Challenges of Using Nanomaterials in Packaging

Challenges of Using Nanomaterials in Packaging

By Marija Jovic

Due to Nanomaterials’ range of advanced properties, they are being incorporated by the packaging industry at an increased rate. Benefits of using nanomaterials include their ability to improve barrier properties, reduce overall packaging, make active and interactive packaging materials, as well as have antimicrobial properties, repair package when damaged, and release substances that can extend the life of the food in the package.

However, despite this impressive potential for nanotechnology applications in packaging, they have not become mainstream yet. The reasons behind this lie in the consumer wariness, as well as environmental and regulatory concerns and high development and manufacturing costs.

Consumer Safety and Regulation in Different Countries

The main concern regarding the use of nanomaterials is in terms of consumer safety. Studies have shown the possibility of the migration of nanomaterials from packaging into food, with the rate of migration potentially associated with the percentage of nanomaterial present in the packaging material.
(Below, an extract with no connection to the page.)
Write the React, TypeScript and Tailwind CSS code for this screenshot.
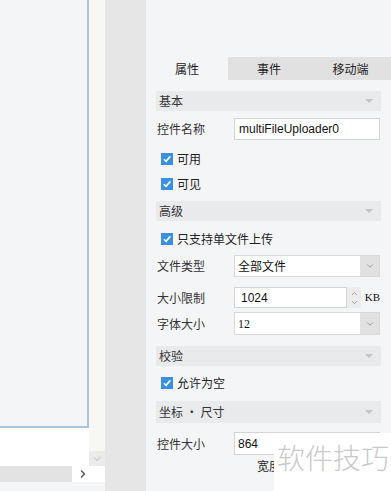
import { ChevronDown, ChevronRight, ChevronUp } from 'lucide-react';

const cjk = { fontFamily: '"Noto Sans CJK SC", "Liberation Sans", sans-serif' };

function SectionHeader({ title, className }: { title: string; className: string }) {
  return (
    <div className={`mx-[10px] flex items-center justify-between bg-[#e9eaec] pl-[3px] pr-[8px] ${className}`}>
      <span className="text-[12px] text-[#333]">{title}</span>
      <span className="h-0 w-0 border-x-[4px] border-t-[4px] border-x-transparent border-t-[#c4c4c4]" />
    </div>
  );
}

function CheckRow({ label, className }: { label: string; className: string }) {
  return (
    <div className={`ml-[15px] flex h-[20px] items-center gap-[4px] ${className}`}>
      <span className="flex h-[12px] w-[12px] items-center justify-center bg-[#3b8fe3]">
        <svg width="10" height="10" viewBox="0 0 10 10">
          <path d="M1.8 5.2 L4 7.4 L8.4 2.4" fill="none" stroke="white" strokeWidth="1.6" />
        </svg>
      </span>
      <span className="text-[12px] text-[#222]">{label}</span>
    </div>
  );
}

function FieldRow({ label, className, children }: { label: string; className: string; children: React.ReactNode }) {
  return (
    <div className={`ml-[11px] flex items-center ${className}`}>
      <span className="w-[77px] text-[12px] text-[#333]">{label}</span>
      <div className="flex h-full flex-1 items-stretch pr-[11px]">{children}</div>
    </div>
  );
}

function SelectBox({ value, serif }: { value: string; serif?: boolean }) {
  return (
    <div className="flex flex-1 items-stretch border border-[#d9d9d9] bg-white">
      <span
        className="flex flex-1 items-center pl-[3px] text-[12px] text-[#111]"
        style={serif ? { fontFamily: '"Liberation Serif", serif' } : undefined}
      >
        {value}
      </span>
      <span className="flex w-[19px] items-center justify-center bg-[#e1e1e1]">
        <ChevronDown size={10} strokeWidth={1.5} color="#777" />
      </span>
    </div>
  );
}

export default function App() {
  return (
    <div className="relative flex h-[491px] w-[391px] overflow-hidden bg-white" style={cjk}>
      {/* editor canvas + scrollbars */}
      <div className="flex w-[105px] flex-col">
        <div className="flex h-[466px]">
          <div className="flex w-[89px] flex-col bg-white">
            <div className="h-[428px] border-b-2 border-r-2 border-[#a9c6de] bg-[#f4f5f7]" />
          </div>
          <div className="flex w-[16px] flex-col bg-[#f8f7f4]">
            <div className="flex-1" />
            <div className="flex h-[15px] items-center justify-center bg-[#ebebe9]">
              <ChevronDown size={12} strokeWidth={2} color="#b5b5b5" />
            </div>
          </div>
        </div>
        <div className="flex h-[16px]">
          <div className="w-[72px] bg-[#e3e3e3]" />
          <div className="flex flex-1 items-center bg-white pl-[5px]">
            <ChevronRight size={12} strokeWidth={3} color="#555" />
          </div>
        </div>
        <div className="flex-1 bg-[#f4f5f7]" />
      </div>

      <div className="w-[41px] bg-[#e6e6e6]" />

      {/* property panel */}
      <div className="flex flex-1 flex-col bg-[#f4f5f7] pt-[57px]">
        <div className="flex h-[23px] text-[12px] text-[#222]">
          <div className="flex w-[82px] items-center justify-center">属性</div>
          <div className="flex w-[82px] items-center justify-center bg-[#e1e1e1]">事件</div>
          <div className="flex flex-1 items-center justify-center bg-[#e1e1e1]">移动端</div>
        </div>

        <SectionHeader title="基本" className="mt-[11px] h-[20px]" />
        <FieldRow label="控件名称" className="mt-[7px] h-[22px]">
          <div
            className="flex flex-1 items-center border border-[#d4d4d4] bg-white pl-[4px] text-[12px] text-[#111]"
            style={{ fontFamily: '"Liberation Sans", sans-serif' }}
          >
            multiFileUploader0
          </div>
        </FieldRow>
        <CheckRow label="可用" className="mt-[9px]" />
        <CheckRow label="可见" className="mt-[5px]" />

        <SectionHeader title="高级" className="mt-[7px] h-[20px]" />
        <CheckRow label="只支持单文件上传" className="mt-[8px]" />
        <FieldRow label="文件类型" className="mt-[6px] h-[22px]">
          <SelectBox value="全部文件" />
        </FieldRow>
        <FieldRow label="大小限制" className="mt-[10px] h-[21px]">
          <div
            className="flex flex-1 items-center border border-[#d4d4d4] bg-white pl-[6px] text-[12px] text-[#111]"
            style={{ fontFamily: '"Liberation Sans", sans-serif' }}
          >
            1024
          </div>
          <div className="flex w-[14px] flex-col items-center justify-center bg-[#ececec]">
            <ChevronUp size={9} strokeWidth={1.5} color="#666" />
            <ChevronDown size={9} strokeWidth={1.5} color="#666" />
          </div>
          <span
            className="flex w-[19px] items-center justify-end text-[11px] text-[#111]"
            style={{ fontFamily: '"Liberation Serif", serif' }}
          >
            KB
          </span>
        </FieldRow>
        <FieldRow label="字体大小" className="mt-[4px] h-[23px]">
          <SelectBox value="12" serif />
        </FieldRow>

        <SectionHeader title="校验" className="mt-[11px] h-[20px]" />
        <CheckRow label="允许为空" className="mt-[7px]" />

        <SectionHeader title="坐标 · 尺寸" className="mt-[8px] h-[22px]" />
        <FieldRow label="控件大小" className="mt-[9px] h-[23px]">
          <div
            className="flex flex-1 items-center border border-[#d4d4d4] bg-white pl-[3px] text-[12px] text-[#111]"
            style={{ fontFamily: '"Liberation Sans", sans-serif' }}
          >
            864
          </div>
        </FieldRow>
        <div className="mt-[3px] flex h-[16px] items-center pl-[111px] text-[12px] text-[#222]">宽度</div>
      </div>

      {/* watermark */}
      <div className="absolute left-[274px] top-[433px] flex h-[58px] w-[117px] items-start bg-white pl-[3px] pt-[9px]">
        <span className="text-[28px] font-light leading-[30px] tracking-[0px] text-[#c9c9c9]">软件技巧</span>
      </div>
    </div>
  );
}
Regulation policies are different in different countries, and are still in development, which adds to the uncertainty on what the future holds. In the USA, the FDA recommends a safety assessment of the product involving nanotechnology prior to its use, and approval on a case-by-case basis.  Two points in particular should be considered in evaluation of the new products: if the material or end product has at least one dimension in the nanoscale range (approximately 1 nm to 100 nm) and if it displays properties attributable to its dimension(s), for the range up to one micrometer.

In Europe, the regulation states that the use of nanoparticles is prohibited in general unless they are specifically authorized in their nano form, and the European Food Safety Authority (EFSA) recommends that nanomaterial risk assessment has to be performed on a case-by-case basis, with just few exemptions. EFSA also proposes that in the cases where there are environmental or health or safety concerns, the 50% nanoparticle threshold should be lowered to 10% only, which relates to food and medical related applications.

Canada evaluates the potential risks and benefits of nanomaterials in packaging through existing legislative and regulatory frameworks. Health Canada, as the Agency in charge of this topic, recommended that manufacturers of health and food products containing nanomaterials have a meeting with the regulatory authorities prior to submitting the product for approval in order to discuss the product’s safety.

Environmental and Other Concerns

Another point worth mentioning is the environmental impact. Recently, the use of biopolymers is gaining more and more momentum, due to its biodegradability. The drawback of such polymers (like  polylactic acid, starch, cellulose, chitosan) is in their mechanical properties, that can be improved using nanomaterials as a filler. Unfortunately, this might impact the biodegradability of the composite material. Not enough studies have been made on the topic, and with contradictory results as well, however, from the ones conducted so far, it seems that slower and reduced biodegradability has been noticed more often than an improved one.

Defined  test  methodologies that would enable the risk assessment of nanotechnology products are still not available which is making the assessment both difficult and  uncertain.  The present state of knowledge still has many gaps which prevents from setting what the level of safety should be. On top of that, there is the need for further migration, toxicological and other studies (like biodegradability) in order to set the right standards.

Finally, careful evaluation of both advantages and disadvantages of using nanomaterials in packaging is needed in order to balance potential benefits and drawbacks on human health and the environment, as well as the cost-effectiveness of the solution.